**Record excerpts:**
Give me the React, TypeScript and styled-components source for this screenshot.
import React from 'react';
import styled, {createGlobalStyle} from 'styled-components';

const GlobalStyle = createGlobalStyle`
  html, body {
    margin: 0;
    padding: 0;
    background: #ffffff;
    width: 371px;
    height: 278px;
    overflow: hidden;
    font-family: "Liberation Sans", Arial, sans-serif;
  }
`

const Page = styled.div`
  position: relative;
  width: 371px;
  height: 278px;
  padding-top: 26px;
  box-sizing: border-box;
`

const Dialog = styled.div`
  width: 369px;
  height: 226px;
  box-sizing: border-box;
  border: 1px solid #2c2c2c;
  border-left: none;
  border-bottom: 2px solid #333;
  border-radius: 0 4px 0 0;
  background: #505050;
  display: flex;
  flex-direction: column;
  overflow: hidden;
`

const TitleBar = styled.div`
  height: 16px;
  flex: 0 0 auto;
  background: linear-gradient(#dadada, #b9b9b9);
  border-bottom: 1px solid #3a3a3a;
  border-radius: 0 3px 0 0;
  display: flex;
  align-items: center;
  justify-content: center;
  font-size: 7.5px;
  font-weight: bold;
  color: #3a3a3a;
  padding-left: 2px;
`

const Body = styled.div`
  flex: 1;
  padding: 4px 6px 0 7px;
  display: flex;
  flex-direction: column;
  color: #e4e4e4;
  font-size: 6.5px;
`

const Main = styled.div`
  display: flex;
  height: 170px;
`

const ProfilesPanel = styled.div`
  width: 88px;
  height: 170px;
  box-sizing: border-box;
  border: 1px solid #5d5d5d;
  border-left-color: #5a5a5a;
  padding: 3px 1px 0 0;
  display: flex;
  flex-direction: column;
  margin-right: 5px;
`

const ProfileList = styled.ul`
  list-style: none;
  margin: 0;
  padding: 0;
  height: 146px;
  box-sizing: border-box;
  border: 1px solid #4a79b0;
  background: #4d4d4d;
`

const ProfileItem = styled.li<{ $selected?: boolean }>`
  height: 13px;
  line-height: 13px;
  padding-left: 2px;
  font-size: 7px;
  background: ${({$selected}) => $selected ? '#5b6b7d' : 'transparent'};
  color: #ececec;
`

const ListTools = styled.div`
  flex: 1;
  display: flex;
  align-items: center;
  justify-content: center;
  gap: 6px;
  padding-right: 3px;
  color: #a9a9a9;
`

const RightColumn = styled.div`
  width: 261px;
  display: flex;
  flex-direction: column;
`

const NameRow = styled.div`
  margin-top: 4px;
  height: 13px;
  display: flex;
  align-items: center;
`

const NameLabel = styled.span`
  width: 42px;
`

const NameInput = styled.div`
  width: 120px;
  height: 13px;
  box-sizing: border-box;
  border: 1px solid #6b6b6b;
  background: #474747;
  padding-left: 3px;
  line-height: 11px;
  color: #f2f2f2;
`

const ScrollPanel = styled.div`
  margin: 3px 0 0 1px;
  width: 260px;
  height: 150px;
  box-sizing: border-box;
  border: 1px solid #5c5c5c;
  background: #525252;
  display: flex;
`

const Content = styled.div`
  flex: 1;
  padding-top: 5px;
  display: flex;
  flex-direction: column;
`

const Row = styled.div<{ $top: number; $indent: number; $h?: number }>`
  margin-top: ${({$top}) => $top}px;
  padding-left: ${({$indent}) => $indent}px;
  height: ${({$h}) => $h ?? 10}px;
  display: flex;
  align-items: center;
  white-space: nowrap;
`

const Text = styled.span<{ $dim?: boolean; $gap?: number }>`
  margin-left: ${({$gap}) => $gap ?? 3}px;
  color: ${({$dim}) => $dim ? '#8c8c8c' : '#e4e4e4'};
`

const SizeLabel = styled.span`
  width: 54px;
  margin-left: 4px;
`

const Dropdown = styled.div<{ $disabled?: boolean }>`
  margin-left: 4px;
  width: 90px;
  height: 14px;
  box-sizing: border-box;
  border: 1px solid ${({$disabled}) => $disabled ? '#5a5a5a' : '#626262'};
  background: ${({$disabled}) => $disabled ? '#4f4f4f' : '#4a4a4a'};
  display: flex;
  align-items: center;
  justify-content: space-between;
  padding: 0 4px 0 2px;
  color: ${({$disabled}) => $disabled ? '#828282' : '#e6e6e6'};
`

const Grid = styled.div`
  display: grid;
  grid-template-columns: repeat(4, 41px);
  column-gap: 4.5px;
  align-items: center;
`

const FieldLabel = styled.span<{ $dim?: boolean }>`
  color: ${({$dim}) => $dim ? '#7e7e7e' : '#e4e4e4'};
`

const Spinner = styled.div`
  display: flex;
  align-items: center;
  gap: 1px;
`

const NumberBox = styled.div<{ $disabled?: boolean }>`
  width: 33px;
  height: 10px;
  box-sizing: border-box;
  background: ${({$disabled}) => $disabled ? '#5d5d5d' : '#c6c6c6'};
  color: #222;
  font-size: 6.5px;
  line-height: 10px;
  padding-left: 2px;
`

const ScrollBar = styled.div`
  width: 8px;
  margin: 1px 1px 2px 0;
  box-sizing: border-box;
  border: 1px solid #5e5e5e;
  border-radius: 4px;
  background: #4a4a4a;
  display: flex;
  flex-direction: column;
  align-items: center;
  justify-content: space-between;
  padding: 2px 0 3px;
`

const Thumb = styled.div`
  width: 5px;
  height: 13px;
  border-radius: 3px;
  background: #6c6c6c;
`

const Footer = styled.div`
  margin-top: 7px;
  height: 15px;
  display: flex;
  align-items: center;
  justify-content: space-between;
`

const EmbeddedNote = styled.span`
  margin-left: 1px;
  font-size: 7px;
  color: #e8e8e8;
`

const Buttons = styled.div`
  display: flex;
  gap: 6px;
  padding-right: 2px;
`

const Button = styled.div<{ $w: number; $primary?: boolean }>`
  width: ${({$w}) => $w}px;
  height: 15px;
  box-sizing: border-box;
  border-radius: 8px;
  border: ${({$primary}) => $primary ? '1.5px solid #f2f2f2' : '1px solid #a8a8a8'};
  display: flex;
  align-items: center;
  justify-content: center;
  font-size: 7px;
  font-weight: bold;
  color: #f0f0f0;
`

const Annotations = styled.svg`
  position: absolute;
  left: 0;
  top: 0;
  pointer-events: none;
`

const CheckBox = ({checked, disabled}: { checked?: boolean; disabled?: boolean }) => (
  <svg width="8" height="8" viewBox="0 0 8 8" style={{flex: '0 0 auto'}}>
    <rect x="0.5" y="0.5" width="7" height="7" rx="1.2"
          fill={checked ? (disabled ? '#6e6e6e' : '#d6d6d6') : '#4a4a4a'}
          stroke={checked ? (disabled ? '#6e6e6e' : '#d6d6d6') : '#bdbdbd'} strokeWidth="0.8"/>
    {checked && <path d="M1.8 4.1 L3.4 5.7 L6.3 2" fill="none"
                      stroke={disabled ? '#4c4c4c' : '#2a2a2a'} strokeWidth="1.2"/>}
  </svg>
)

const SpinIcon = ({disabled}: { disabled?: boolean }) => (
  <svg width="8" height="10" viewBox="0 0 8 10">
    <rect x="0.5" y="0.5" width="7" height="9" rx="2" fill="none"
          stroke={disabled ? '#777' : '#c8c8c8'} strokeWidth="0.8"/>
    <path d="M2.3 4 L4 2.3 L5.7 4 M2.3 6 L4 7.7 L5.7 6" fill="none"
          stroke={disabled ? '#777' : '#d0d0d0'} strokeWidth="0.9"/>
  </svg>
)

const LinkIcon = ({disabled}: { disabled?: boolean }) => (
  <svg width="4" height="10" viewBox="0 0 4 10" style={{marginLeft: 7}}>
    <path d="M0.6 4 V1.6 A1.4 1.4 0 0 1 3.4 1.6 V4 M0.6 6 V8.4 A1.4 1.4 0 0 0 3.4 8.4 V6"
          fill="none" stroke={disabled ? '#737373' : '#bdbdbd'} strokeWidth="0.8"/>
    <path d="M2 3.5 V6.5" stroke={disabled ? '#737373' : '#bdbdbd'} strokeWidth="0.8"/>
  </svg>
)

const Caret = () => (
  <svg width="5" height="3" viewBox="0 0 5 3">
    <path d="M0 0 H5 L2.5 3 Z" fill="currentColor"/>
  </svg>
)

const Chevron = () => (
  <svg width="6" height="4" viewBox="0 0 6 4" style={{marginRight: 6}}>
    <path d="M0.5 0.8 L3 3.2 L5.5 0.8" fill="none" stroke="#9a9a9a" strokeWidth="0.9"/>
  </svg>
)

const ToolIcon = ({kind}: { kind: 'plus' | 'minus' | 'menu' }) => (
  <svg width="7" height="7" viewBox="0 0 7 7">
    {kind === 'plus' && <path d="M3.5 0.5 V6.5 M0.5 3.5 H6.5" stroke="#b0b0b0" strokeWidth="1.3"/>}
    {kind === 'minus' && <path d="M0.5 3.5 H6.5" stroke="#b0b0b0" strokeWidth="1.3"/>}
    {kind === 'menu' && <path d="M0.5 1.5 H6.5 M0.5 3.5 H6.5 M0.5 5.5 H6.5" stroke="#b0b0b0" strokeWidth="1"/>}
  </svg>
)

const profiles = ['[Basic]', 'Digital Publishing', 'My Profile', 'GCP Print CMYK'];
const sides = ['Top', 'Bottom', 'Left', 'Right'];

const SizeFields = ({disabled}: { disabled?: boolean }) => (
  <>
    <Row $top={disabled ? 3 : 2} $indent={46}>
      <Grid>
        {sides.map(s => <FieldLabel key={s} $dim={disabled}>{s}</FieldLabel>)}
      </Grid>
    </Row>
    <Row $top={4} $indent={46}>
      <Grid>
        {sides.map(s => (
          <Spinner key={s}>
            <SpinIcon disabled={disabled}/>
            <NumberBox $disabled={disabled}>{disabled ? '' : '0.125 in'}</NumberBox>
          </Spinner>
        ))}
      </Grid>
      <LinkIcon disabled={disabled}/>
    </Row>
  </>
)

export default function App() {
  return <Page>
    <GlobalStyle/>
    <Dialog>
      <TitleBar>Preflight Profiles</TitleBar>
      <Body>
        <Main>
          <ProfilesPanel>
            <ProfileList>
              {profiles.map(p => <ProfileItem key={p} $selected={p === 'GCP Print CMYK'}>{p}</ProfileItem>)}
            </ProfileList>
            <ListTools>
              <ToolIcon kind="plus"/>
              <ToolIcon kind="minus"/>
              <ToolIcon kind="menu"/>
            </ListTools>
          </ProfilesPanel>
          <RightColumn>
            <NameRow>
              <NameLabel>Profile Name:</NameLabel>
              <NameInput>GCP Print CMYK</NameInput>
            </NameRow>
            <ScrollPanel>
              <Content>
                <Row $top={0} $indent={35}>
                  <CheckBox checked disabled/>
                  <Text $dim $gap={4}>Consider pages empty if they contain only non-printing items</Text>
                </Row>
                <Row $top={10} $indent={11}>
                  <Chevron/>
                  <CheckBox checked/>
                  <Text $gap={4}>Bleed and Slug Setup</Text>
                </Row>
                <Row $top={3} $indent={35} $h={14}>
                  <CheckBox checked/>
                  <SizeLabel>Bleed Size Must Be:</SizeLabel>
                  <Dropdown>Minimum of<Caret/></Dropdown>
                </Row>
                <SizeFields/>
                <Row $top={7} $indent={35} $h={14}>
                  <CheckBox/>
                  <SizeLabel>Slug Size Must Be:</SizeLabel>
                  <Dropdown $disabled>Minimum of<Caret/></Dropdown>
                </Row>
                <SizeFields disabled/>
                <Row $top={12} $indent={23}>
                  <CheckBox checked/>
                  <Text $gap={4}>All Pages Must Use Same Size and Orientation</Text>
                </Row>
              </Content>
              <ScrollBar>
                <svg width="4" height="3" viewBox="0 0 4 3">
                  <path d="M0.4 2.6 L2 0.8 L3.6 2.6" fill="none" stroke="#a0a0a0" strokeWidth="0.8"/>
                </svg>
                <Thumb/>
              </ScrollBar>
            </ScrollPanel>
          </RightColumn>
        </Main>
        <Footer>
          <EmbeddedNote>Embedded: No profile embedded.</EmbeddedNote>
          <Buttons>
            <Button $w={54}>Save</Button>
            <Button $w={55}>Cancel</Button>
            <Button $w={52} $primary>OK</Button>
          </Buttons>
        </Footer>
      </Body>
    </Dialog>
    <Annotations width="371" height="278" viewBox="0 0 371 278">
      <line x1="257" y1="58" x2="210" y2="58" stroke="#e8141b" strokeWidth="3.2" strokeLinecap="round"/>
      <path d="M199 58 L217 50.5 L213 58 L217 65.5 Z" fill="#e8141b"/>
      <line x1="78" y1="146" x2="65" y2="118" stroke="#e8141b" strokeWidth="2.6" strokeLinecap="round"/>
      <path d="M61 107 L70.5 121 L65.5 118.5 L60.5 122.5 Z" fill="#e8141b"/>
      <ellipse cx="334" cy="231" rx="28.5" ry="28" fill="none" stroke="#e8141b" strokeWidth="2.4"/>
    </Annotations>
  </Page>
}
* * *
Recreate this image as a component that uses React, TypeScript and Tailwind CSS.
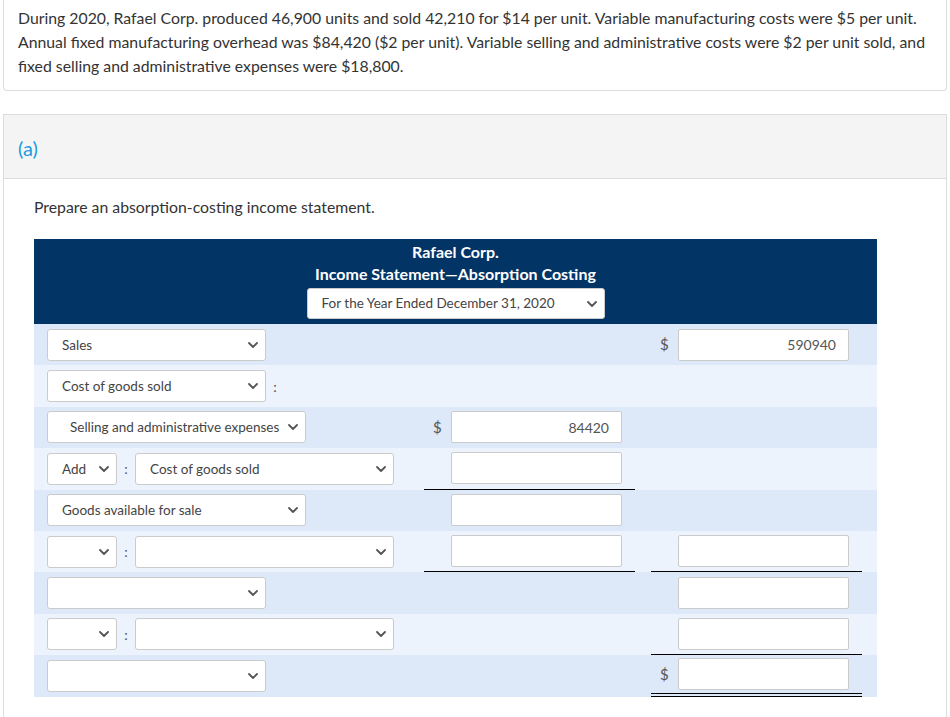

**Exercise details:** Count the lines in the records above that contain the word "TypeScript", and give only that number.

**The solution:** 2